■ Entries with page source code ■
★ ★ ★ ★ ★
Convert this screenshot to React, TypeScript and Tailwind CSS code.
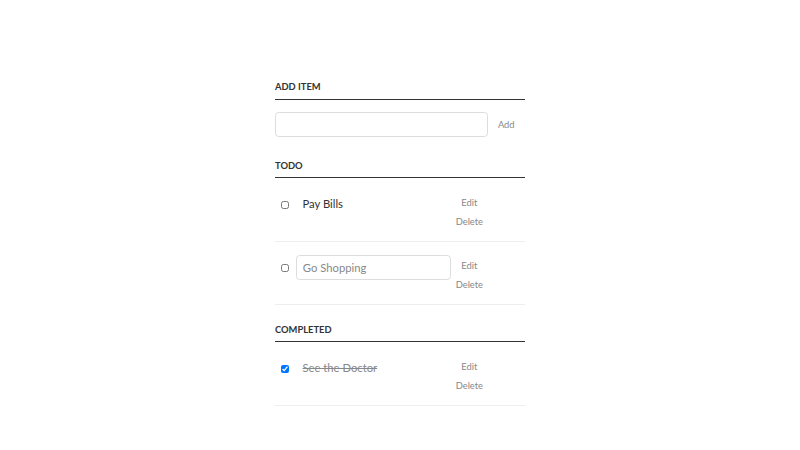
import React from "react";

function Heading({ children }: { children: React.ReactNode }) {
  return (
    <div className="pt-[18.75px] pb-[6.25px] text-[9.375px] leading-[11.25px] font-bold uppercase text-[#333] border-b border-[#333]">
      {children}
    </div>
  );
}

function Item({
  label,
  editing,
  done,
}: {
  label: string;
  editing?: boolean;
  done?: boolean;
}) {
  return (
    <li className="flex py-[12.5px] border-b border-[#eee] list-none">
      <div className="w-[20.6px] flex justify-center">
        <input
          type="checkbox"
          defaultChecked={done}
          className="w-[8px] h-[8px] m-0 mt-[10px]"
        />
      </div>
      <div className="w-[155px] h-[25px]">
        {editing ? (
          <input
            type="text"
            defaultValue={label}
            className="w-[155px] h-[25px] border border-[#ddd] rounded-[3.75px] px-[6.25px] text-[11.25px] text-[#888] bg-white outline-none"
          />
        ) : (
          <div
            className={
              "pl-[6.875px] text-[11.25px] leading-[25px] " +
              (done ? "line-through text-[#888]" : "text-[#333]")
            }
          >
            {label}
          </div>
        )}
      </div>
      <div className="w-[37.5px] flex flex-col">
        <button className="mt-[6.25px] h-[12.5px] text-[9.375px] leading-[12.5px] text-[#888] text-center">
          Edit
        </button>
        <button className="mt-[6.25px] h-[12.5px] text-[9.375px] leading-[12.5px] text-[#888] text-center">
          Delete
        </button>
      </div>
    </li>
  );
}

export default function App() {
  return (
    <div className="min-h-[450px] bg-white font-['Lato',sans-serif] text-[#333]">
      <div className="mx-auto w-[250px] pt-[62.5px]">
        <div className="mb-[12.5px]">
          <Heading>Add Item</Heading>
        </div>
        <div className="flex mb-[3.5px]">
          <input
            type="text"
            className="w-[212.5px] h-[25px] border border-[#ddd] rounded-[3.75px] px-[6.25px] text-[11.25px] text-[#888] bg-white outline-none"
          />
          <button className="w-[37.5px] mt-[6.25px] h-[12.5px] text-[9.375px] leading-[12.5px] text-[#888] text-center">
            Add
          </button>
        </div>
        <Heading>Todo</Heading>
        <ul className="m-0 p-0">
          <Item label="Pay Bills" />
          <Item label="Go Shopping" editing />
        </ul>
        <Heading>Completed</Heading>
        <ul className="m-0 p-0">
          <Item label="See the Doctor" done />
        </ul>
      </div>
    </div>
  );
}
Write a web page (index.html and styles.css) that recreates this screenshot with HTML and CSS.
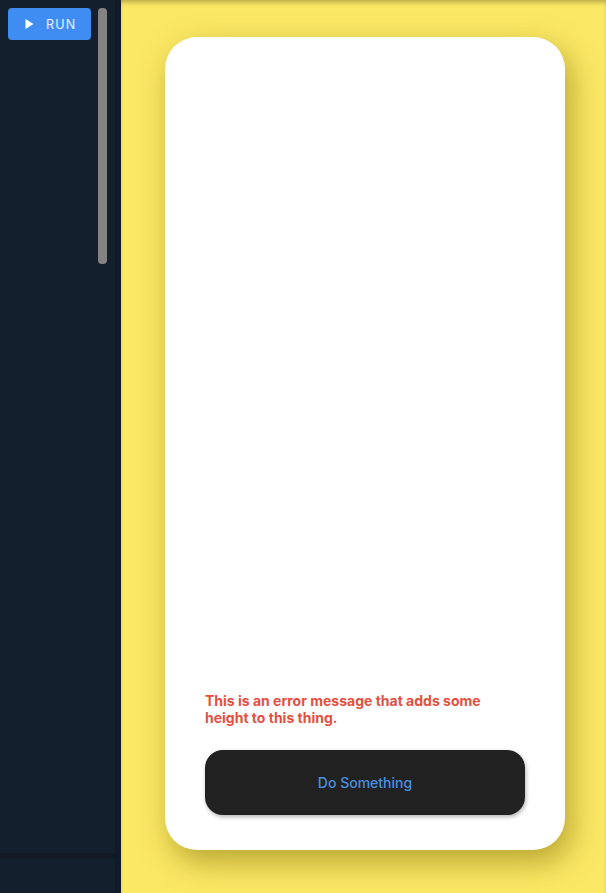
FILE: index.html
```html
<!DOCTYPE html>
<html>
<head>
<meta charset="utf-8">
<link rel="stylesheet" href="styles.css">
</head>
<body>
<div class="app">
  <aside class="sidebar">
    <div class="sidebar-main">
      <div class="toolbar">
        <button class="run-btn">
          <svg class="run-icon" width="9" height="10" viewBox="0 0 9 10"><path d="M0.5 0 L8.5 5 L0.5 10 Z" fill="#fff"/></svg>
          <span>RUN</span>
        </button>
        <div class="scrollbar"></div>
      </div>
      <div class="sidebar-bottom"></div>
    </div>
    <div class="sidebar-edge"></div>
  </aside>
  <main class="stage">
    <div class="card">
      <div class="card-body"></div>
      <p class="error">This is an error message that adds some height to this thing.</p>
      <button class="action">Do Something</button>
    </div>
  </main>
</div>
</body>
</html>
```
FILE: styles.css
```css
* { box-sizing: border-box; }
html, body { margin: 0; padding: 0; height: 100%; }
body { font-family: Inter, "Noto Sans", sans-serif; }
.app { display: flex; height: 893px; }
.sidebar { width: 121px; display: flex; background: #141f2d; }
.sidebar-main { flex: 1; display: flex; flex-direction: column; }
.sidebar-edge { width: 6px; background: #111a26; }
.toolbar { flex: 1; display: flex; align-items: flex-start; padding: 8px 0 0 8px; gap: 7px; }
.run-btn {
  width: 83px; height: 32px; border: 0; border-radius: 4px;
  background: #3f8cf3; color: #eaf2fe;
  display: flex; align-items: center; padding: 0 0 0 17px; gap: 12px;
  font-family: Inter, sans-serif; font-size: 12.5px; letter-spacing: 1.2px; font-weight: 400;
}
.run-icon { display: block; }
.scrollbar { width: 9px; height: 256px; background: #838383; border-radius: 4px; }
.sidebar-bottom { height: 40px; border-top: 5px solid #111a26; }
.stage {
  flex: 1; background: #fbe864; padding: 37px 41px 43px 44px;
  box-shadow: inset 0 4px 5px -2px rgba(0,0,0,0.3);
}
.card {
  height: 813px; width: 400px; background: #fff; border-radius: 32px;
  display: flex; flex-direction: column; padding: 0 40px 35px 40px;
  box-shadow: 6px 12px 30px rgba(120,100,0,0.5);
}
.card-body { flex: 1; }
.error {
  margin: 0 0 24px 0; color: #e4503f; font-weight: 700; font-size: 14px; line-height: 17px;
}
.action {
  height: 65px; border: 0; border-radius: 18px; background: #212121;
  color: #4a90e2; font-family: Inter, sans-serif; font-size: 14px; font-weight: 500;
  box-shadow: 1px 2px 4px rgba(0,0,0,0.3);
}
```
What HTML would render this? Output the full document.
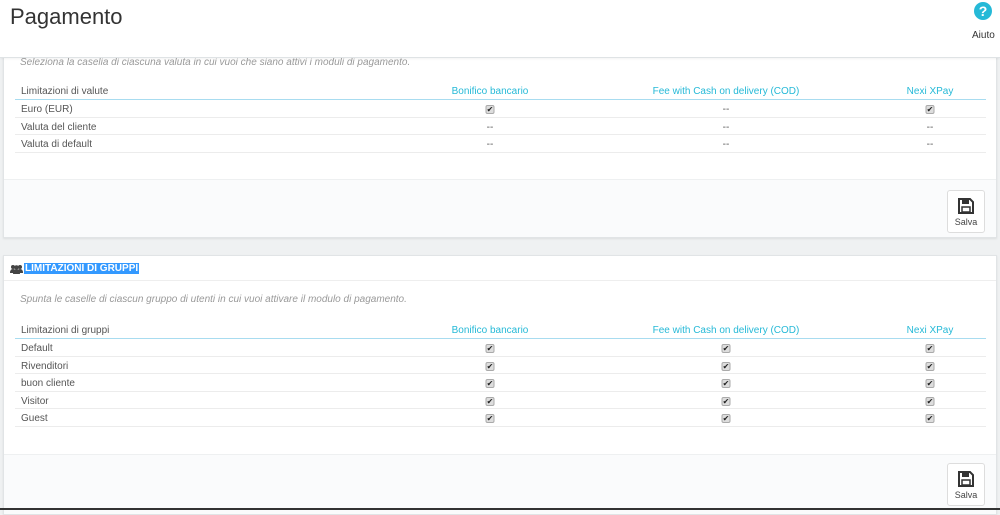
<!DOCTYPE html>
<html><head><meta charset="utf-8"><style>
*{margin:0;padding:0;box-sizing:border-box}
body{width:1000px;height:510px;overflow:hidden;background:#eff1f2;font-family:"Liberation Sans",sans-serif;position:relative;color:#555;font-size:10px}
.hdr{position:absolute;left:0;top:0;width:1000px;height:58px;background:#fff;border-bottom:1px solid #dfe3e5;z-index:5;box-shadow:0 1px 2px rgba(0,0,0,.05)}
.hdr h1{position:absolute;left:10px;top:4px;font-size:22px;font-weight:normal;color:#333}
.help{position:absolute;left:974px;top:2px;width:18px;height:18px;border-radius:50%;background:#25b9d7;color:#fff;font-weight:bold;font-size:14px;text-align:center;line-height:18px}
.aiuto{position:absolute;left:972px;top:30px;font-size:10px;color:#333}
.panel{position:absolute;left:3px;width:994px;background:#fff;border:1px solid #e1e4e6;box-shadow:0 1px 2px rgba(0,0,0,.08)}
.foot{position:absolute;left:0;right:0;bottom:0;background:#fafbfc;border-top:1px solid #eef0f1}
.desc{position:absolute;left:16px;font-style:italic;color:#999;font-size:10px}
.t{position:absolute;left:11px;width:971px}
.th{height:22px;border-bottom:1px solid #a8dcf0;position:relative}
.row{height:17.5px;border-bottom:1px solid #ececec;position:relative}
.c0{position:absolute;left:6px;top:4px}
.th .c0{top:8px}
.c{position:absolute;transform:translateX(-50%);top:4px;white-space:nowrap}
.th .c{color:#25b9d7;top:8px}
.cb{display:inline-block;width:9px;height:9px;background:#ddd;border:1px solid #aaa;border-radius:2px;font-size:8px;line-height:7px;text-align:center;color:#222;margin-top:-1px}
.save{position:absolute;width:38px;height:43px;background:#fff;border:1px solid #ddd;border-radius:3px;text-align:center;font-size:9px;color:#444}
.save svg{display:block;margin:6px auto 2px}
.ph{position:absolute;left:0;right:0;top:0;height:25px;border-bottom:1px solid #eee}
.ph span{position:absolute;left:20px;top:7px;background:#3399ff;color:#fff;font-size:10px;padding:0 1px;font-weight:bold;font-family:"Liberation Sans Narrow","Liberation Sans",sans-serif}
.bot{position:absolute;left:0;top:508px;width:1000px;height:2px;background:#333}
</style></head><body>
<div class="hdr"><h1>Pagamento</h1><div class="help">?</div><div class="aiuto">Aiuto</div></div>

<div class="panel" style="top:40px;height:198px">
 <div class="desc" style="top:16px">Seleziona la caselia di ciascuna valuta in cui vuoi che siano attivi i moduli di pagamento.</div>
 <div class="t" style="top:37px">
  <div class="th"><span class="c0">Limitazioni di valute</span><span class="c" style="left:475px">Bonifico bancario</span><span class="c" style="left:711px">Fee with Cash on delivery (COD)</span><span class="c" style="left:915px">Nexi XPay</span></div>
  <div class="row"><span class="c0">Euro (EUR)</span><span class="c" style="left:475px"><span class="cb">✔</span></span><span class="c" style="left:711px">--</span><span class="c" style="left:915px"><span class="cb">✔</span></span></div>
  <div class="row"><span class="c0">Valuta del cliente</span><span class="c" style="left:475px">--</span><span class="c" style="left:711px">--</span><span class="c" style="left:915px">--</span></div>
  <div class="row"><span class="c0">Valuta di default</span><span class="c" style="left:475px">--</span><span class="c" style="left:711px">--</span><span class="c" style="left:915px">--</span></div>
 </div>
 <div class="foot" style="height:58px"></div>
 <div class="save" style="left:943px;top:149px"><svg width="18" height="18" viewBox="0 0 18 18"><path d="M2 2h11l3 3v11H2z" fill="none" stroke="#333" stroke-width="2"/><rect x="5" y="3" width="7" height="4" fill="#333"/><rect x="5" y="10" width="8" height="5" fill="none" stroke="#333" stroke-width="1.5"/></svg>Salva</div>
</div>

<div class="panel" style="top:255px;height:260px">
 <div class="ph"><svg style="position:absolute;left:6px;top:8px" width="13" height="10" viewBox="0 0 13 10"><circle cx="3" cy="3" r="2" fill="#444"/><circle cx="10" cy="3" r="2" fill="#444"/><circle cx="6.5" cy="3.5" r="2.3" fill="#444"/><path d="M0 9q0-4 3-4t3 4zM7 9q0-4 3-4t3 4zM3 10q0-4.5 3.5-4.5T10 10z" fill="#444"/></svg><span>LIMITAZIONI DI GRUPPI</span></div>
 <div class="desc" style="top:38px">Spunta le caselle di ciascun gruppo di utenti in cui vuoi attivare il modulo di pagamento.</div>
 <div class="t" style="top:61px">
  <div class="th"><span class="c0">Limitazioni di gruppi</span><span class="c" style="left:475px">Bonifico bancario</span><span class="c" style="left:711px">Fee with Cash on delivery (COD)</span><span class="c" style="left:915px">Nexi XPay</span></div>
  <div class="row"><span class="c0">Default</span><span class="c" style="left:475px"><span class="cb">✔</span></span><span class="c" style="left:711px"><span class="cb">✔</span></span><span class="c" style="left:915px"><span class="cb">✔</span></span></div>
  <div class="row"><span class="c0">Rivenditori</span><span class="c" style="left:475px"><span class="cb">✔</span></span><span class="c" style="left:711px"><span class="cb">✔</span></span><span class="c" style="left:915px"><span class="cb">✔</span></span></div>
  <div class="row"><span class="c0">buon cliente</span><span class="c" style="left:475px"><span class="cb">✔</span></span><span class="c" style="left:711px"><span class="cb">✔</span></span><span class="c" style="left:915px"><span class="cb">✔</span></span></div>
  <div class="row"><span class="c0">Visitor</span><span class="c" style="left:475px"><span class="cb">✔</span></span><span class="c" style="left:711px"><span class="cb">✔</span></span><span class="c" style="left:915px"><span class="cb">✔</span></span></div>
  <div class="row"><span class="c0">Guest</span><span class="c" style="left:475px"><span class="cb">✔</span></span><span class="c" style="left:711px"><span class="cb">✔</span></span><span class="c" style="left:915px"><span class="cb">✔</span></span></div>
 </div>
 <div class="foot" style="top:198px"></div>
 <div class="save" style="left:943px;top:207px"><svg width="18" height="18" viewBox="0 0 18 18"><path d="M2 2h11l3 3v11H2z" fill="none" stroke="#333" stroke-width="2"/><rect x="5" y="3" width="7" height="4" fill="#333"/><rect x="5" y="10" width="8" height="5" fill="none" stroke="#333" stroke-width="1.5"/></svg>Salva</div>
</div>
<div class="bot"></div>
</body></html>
★ ★ ★ ★ ★
■ Brief ■
Please reproduce the listing exactly from its opening line through the line that contains "import React from", both included, with all pictures omitted.

■ Solved exercise ■
Convert this screenshot to React, TypeScript and Tailwind CSS code.
import React from "react";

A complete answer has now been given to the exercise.